The core principle: Focus on quality and income. A tightening cycle exposes financial weakness. Own assets that generate real cash flow.
Common Misconceptions and What the Media Gets Wrong
Having written about this for a decade, the oversimplifications drive me nuts.
Misconception 1: "The Fed is selling bonds to make money." No. The Fed is not a profit-maximizing entity. Any profits (from interest on its holdings) are remitted to the U.S. Treasury. The goal of sales/runoff is monetary policy, not revenue.
Misconception 2: "QT will immediately crash the stock market." It's not that direct. QT operates in the background, tightening financial conditions gradually. The crash risk comes from a combination of QT, high policy rates, and an external shock. In 2018-2019, QT contributed to a repo market seizure that forced the Fed to stop and reverse course—a lesson they haven't forgotten.

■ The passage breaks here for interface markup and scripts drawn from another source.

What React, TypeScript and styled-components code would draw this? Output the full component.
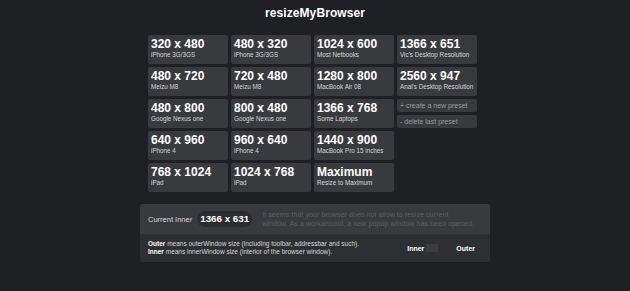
import React from "react";
import styled, { createGlobalStyle } from "styled-components";

const GlobalStyle = createGlobalStyle`
  html, body {
    margin: 0;
    padding: 0;
    background: #1f2024;
  }
  body {
    font-family: "Liberation Sans", Arial, sans-serif;
    color: #ffffff;
  }
`;

//Page wrapper
const Page = styled.div`
  width: 350px;
  margin: 0 auto;
  padding-top: 6px;
  display: flex;
  flex-flow: column nowrap;
`;

const Title = styled.h1`
  margin: 0;
  height: 29px;
  font-size: 12px;
  line-height: 14px;
  font-weight: 700;
  text-align: center;
  letter-spacing: 0.1px;
`;

//Preset grid
const PresetGrid = styled.div`
  display: grid;
  grid-template-columns: repeat(4, 80px);
  grid-auto-rows: 29px;
  gap: 3px;
  padding: 0 14px 0 8px;
`;

const Preset = styled.div`
  background-color: #393a3e;
  border-radius: 2px;
  padding: 3px 0 0 3px;
  display: flex;
  flex-flow: column nowrap;
  cursor: pointer;
`;

const PresetSize = styled.div`
  font-size: 12px;
  line-height: 13px;
  font-weight: 700;
  color: #ffffff;
  white-space: nowrap;
`;

const PresetName = styled.div`
  font-size: 6.3px;
  line-height: 8px;
  color: #d8d8d8;
  white-space: nowrap;
`;

const PresetActions = styled.div`
  display: flex;
  flex-flow: column nowrap;
  gap: 3px;
`;

const ActionButton = styled.div`
  height: 14px;
  background-color: #393a3e;
  border-radius: 2px;
  padding-left: 3px;
  font-size: 7px;
  line-height: 13px;
  color: #9a9b9e;
  white-space: nowrap;
`;

//Bottom info panel
const InfoPanel = styled.div`
  margin-top: 12px;
  border-radius: 2px;
  overflow: hidden;
`;

const CurrentRow = styled.div`
  height: 30px;
  background-color: #393a3e;
  display: flex;
  flex-flow: row nowrap;
  align-items: center;
  padding-left: 8px;
`;

const CurrentLabel = styled.span`
  font-size: 7.5px;
  color: #d8d8d8;
`;

const CurrentValue = styled.span`
  margin-left: 5px;
  height: 16px;
  padding: 0 3px;
  border-radius: 8px;
  background-color: #2b2c30;
  font-size: 9.8px;
  line-height: 16px;
  font-weight: 700;
  color: #ffffff;
`;

const Notice = styled.p`
  margin: 0 0 0 10px;
  font-size: 7.2px;
  line-height: 9.5px;
  color: #5d5e62;
  white-space: nowrap;
`;

const LegendRow = styled.div`
  height: 28px;
  background-color: #2e2f33;
  display: flex;
  flex-flow: row nowrap;
  align-items: center;
  padding-left: 8px;
`;

const Legend = styled.p`
  margin: 0;
  font-size: 6.5px;
  line-height: 8.5px;
  color: #d8d8d8;
  flex: 1;

  b {
    color: #ffffff;
  }
`;

const Toggle = styled.div`
  display: flex;
  flex-flow: row nowrap;
  align-items: center;
  margin-right: 15px;
`;

const ToggleLabel = styled.span`
  font-size: 7px;
  font-weight: 700;
  color: #ffffff;
`;

const ToggleBox = styled.span`
  width: 12px;
  height: 8px;
  margin: 0 18px 0 2px;
  background-color: #3a3b3f;
`;

const presets = [
  ["320 x 480", "iPhone 3G/3GS"],
  ["480 x 320", "iPhone 3G/3GS"],
  ["1024 x 600", "Most Netbooks"],
  ["1366 x 651", "Vic's Desktop Resolution"],
  ["480 x 720", "Meizu M8"],
  ["720 x 480", "Meizu M8"],
  ["1280 x 800", "MacBook Air 08"],
  ["2560 x 947", "Anal's Desktop Resolution"],
  ["480 x 800", "Google Nexus one"],
  ["800 x 480", "Google Nexus one"],
  ["1366 x 768", "Some Laptops"],
  null,
  ["640 x 960", "iPhone 4"],
  ["960 x 640", "iPhone 4"],
  ["1440 x 900", "MacBook Pro 15 inches"],
  "empty",
  ["768 x 1024", "iPad"],
  ["1024 x 768", "iPad"],
  ["Maximum", "Resize to Maximum"],
];

const App = () => {
  return (
    <>
      <GlobalStyle />
      <Page>
        <Title>resizeMyBrowser</Title>
        <PresetGrid>
          {presets.map((preset, i) => {
            if (preset === null) {
              return (
                <PresetActions key={i}>
                  <ActionButton>+ create a new preset</ActionButton>
                  <ActionButton>- delete last preset</ActionButton>
                </PresetActions>
              );
            }
            if (preset === "empty") return <div key={i} />;
            return (
              <Preset key={i}>
                <PresetSize>{preset[0]}</PresetSize>
                <PresetName>{preset[1]}</PresetName>
              </Preset>
            );
          })}
        </PresetGrid>
        <InfoPanel>
          <CurrentRow>
            <CurrentLabel>Current Inner</CurrentLabel>
            <CurrentValue>1366 x 631</CurrentValue>
            <Notice>
              It seems that your browser does not allow to resize current
              <br />
              window. As a workaround, a new popup window has been opened.
            </Notice>
          </CurrentRow>
          <LegendRow>
            <Legend>
              <b>Outer</b> means outerWindow size (including toolbar, addressbar
              and such).
              <br />
              <b>Inner</b> means innerWindow size (interior of the browser
              window).
            </Legend>
            <Toggle>
              <ToggleLabel>Inner</ToggleLabel>
              <ToggleBox />
              <ToggleLabel>Outer</ToggleLabel>
            </Toggle>
          </LegendRow>
        </InfoPanel>
      </Page>
    </>
  );
};

export default App;
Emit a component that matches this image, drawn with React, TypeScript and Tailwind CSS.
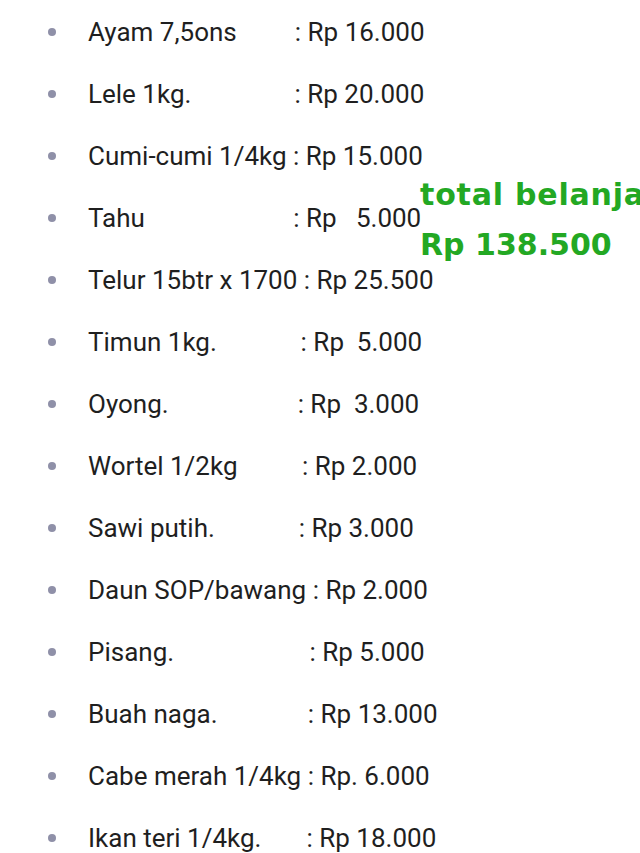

Misconception 3: "It's just the reverse of QE, so the effects will be symmetrical." This is dangerously wrong. Adding liquidity (QE) is like pushing on a string—you can force it into the system. Draining liquidity (QT) is like pulling on a string—you might suddenly pull too hard and snap something (like market liquidity). The effects are asymmetric and less predictable.
The media often portrays each Fed meeting as a binary "they're tightening/loosening" event. The reality is that balance sheet runoff is a slow-moving, autonomous policy on cruise control, and its full effects have a long and variable lag.